> **STATED TASK**
Without the pictures, output the records below word for word.

Lines of data:

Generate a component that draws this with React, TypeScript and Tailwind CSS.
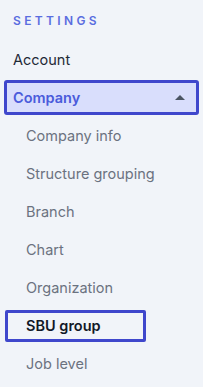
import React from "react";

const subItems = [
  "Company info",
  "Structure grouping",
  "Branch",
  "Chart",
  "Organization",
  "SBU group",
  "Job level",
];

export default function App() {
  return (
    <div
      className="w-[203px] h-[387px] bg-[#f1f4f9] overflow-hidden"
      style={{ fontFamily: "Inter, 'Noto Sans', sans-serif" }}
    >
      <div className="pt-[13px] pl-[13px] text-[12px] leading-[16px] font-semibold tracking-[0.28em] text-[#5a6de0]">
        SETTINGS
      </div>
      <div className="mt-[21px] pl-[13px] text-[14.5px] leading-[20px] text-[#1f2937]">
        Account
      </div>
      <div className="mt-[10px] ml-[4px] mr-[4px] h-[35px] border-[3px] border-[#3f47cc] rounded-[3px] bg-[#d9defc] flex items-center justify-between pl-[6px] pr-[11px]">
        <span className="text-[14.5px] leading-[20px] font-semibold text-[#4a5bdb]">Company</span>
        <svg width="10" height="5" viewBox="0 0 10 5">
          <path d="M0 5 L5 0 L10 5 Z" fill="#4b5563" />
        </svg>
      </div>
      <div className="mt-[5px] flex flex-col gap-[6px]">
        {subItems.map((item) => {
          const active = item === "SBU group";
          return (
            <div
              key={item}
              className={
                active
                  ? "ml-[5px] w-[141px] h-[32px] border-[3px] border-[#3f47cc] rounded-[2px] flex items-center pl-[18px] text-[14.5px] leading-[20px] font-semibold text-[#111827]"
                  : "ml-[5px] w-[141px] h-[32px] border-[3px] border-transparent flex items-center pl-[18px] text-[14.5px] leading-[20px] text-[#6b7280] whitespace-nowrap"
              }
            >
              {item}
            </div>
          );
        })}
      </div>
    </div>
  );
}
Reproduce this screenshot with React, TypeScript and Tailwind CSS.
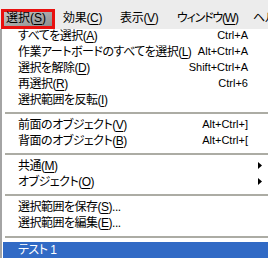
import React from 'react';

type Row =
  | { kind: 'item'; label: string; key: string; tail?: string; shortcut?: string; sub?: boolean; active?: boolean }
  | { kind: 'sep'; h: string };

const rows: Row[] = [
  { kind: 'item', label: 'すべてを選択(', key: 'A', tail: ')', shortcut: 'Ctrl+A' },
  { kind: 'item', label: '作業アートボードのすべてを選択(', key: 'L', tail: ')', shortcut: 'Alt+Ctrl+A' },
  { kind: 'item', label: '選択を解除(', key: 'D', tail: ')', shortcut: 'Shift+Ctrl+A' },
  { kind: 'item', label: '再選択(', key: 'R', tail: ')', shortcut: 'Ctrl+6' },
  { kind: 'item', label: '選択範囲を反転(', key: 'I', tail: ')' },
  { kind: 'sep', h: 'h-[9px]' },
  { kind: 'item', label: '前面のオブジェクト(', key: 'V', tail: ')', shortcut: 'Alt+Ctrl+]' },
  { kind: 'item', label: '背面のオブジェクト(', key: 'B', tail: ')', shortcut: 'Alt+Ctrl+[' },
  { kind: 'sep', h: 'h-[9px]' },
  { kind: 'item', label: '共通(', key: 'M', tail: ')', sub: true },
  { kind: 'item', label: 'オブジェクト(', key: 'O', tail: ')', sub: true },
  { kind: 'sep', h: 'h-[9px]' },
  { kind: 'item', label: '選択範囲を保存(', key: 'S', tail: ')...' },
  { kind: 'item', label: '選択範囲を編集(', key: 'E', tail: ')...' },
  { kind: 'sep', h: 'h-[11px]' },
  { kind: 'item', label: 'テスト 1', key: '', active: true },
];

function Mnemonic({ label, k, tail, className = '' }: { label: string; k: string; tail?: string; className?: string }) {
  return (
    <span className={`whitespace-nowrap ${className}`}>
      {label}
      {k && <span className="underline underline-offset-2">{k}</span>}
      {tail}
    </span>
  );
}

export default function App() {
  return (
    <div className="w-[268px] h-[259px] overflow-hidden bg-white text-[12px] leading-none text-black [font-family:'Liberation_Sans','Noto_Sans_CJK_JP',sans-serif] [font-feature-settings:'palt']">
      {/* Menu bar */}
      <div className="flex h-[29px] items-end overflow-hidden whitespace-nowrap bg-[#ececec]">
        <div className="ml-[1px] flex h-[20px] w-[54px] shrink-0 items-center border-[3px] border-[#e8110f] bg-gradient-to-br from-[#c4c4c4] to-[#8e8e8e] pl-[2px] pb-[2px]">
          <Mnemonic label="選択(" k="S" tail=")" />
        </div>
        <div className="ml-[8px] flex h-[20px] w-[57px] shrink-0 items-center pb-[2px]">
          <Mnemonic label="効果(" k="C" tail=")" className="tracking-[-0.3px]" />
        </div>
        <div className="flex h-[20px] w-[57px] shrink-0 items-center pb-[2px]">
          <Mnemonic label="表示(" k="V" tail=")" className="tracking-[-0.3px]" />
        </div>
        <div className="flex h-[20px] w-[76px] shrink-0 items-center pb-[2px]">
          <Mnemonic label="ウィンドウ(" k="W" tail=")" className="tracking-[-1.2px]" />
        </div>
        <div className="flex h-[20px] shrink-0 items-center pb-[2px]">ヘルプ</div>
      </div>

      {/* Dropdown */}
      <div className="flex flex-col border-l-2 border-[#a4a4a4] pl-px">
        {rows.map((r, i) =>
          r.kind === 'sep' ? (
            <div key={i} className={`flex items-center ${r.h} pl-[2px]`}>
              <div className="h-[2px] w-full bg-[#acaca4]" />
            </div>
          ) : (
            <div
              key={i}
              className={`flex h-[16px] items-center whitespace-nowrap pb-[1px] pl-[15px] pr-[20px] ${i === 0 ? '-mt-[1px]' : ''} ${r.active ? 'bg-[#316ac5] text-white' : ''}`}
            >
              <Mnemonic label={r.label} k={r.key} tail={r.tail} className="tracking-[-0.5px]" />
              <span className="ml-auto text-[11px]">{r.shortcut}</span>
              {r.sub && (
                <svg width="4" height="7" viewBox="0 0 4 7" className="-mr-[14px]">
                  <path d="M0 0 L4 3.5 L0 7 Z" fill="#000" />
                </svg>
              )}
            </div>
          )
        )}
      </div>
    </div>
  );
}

> **TASK ANSWER**
Generate a component that draws this with React, TypeScript and Tailwind CSS.
import React from "react";

const subItems = [
  "Company info",
  "Structure grouping",
  "Branch",
  "Chart",
  "Organization",
  "SBU group",
  "Job level",
];

export default function App() {
  return (
    <div
      className="w-[203px] h-[387px] bg-[#f1f4f9] overflow-hidden"
      style={{ fontFamily: "Inter, 'Noto Sans', sans-serif" }}
    >
      <div className="pt-[13px] pl-[13px] text-[12px] leading-[16px] font-semibold tracking-[0.28em] text-[#5a6de0]">
        SETTINGS
      </div>
      <div className="mt-[21px] pl-[13px] text-[14.5px] leading-[20px] text-[#1f2937]">
        Account
      </div>
      <div className="mt-[10px] ml-[4px] mr-[4px] h-[35px] border-[3px] border-[#3f47cc] rounded-[3px] bg-[#d9defc] flex items-center justify-between pl-[6px] pr-[11px]">
        <span className="text-[14.5px] leading-[20px] font-semibold text-[#4a5bdb]">Company</span>
        <svg width="10" height="5" viewBox="0 0 10 5">
          <path d="M0 5 L5 0 L10 5 Z" fill="#4b5563" />
        </svg>
      </div>
      <div className="mt-[5px] flex flex-col gap-[6px]">
        {subItems.map((item) => {
          const active = item === "SBU group";
          return (
            <div
              key={item}
              className={
                active
                  ? "ml-[5px] w-[141px] h-[32px] border-[3px] border-[#3f47cc] rounded-[2px] flex items-center pl-[18px] text-[14.5px] leading-[20px] font-semibold text-[#111827]"
                  : "ml-[5px] w-[141px] h-[32px] border-[3px] border-transparent flex items-center pl-[18px] text-[14.5px] leading-[20px] text-[#6b7280] whitespace-nowrap"
              }
            >
              {item}
            </div>
          );
        })}
      </div>
    </div>
  );
}
Reproduce this screenshot with React, TypeScript and Tailwind CSS.
import React from 'react';

type Row =
  | { kind: 'item'; label: string; key: string; tail?: string; shortcut?: string; sub?: boolean; active?: boolean }
  | { kind: 'sep'; h: string };

const rows: Row[] = [
  { kind: 'item', label: 'すべてを選択(', key: 'A', tail: ')', shortcut: 'Ctrl+A' },
  { kind: 'item', label: '作業アートボードのすべてを選択(', key: 'L', tail: ')', shortcut: 'Alt+Ctrl+A' },
  { kind: 'item', label: '選択を解除(', key: 'D', tail: ')', shortcut: 'Shift+Ctrl+A' },
  { kind: 'item', label: '再選択(', key: 'R', tail: ')', shortcut: 'Ctrl+6' },
  { kind: 'item', label: '選択範囲を反転(', key: 'I', tail: ')' },
  { kind: 'sep', h: 'h-[9px]' },
  { kind: 'item', label: '前面のオブジェクト(', key: 'V', tail: ')', shortcut: 'Alt+Ctrl+]' },
  { kind: 'item', label: '背面のオブジェクト(', key: 'B', tail: ')', shortcut: 'Alt+Ctrl+[' },
  { kind: 'sep', h: 'h-[9px]' },
  { kind: 'item', label: '共通(', key: 'M', tail: ')', sub: true },
  { kind: 'item', label: 'オブジェクト(', key: 'O', tail: ')', sub: true },
  { kind: 'sep', h: 'h-[9px]' },
  { kind: 'item', label: '選択範囲を保存(', key: 'S', tail: ')...' },
  { kind: 'item', label: '選択範囲を編集(', key: 'E', tail: ')...' },
  { kind: 'sep', h: 'h-[11px]' },
  { kind: 'item', label: 'テスト 1', key: '', active: true },
];

function Mnemonic({ label, k, tail, className = '' }: { label: string; k: string; tail?: string; className?: string }) {
  return (
    <span className={`whitespace-nowrap ${className}`}>
      {label}
      {k && <span className="underline underline-offset-2">{k}</span>}
      {tail}
    </span>
  );
}

export default function App() {
  return (
    <div className="w-[268px] h-[259px] overflow-hidden bg-white text-[12px] leading-none text-black [font-family:'Liberation_Sans','Noto_Sans_CJK_JP',sans-serif] [font-feature-settings:'palt']">
      {/* Menu bar */}
      <div className="flex h-[29px] items-end overflow-hidden whitespace-nowrap bg-[#ececec]">
        <div className="ml-[1px] flex h-[20px] w-[54px] shrink-0 items-center border-[3px] border-[#e8110f] bg-gradient-to-br from-[#c4c4c4] to-[#8e8e8e] pl-[2px] pb-[2px]">
          <Mnemonic label="選択(" k="S" tail=")" />
        </div>
        <div className="ml-[8px] flex h-[20px] w-[57px] shrink-0 items-center pb-[2px]">
          <Mnemonic label="効果(" k="C" tail=")" className="tracking-[-0.3px]" />
        </div>
        <div className="flex h-[20px] w-[57px] shrink-0 items-center pb-[2px]">
          <Mnemonic label="表示(" k="V" tail=")" className="tracking-[-0.3px]" />
        </div>
        <div className="flex h-[20px] w-[76px] shrink-0 items-center pb-[2px]">
          <Mnemonic label="ウィンドウ(" k="W" tail=")" className="tracking-[-1.2px]" />
        </div>
        <div className="flex h-[20px] shrink-0 items-center pb-[2px]">ヘルプ</div>
      </div>

      {/* Dropdown */}
      <div className="flex flex-col border-l-2 border-[#a4a4a4] pl-px">
        {rows.map((r, i) =>
          r.kind === 'sep' ? (
            <div key={i} className={`flex items-center ${r.h} pl-[2px]`}>
              <div className="h-[2px] w-full bg-[#acaca4]" />
            </div>
          ) : (
            <div
              key={i}
              className={`flex h-[16px] items-center whitespace-nowrap pb-[1px] pl-[15px] pr-[20px] ${i === 0 ? '-mt-[1px]' : ''} ${r.active ? 'bg-[#316ac5] text-white' : ''}`}
            >
              <Mnemonic label={r.label} k={r.key} tail={r.tail} className="tracking-[-0.5px]" />
              <span className="ml-auto text-[11px]">{r.shortcut}</span>
              {r.sub && (
                <svg width="4" height="7" viewBox="0 0 4 7" className="-mr-[14px]">
                  <path d="M0 0 L4 3.5 L0 7 Z" fill="#000" />
                </svg>
              )}
            </div>
          )
        )}
      </div>
    </div>
  );
}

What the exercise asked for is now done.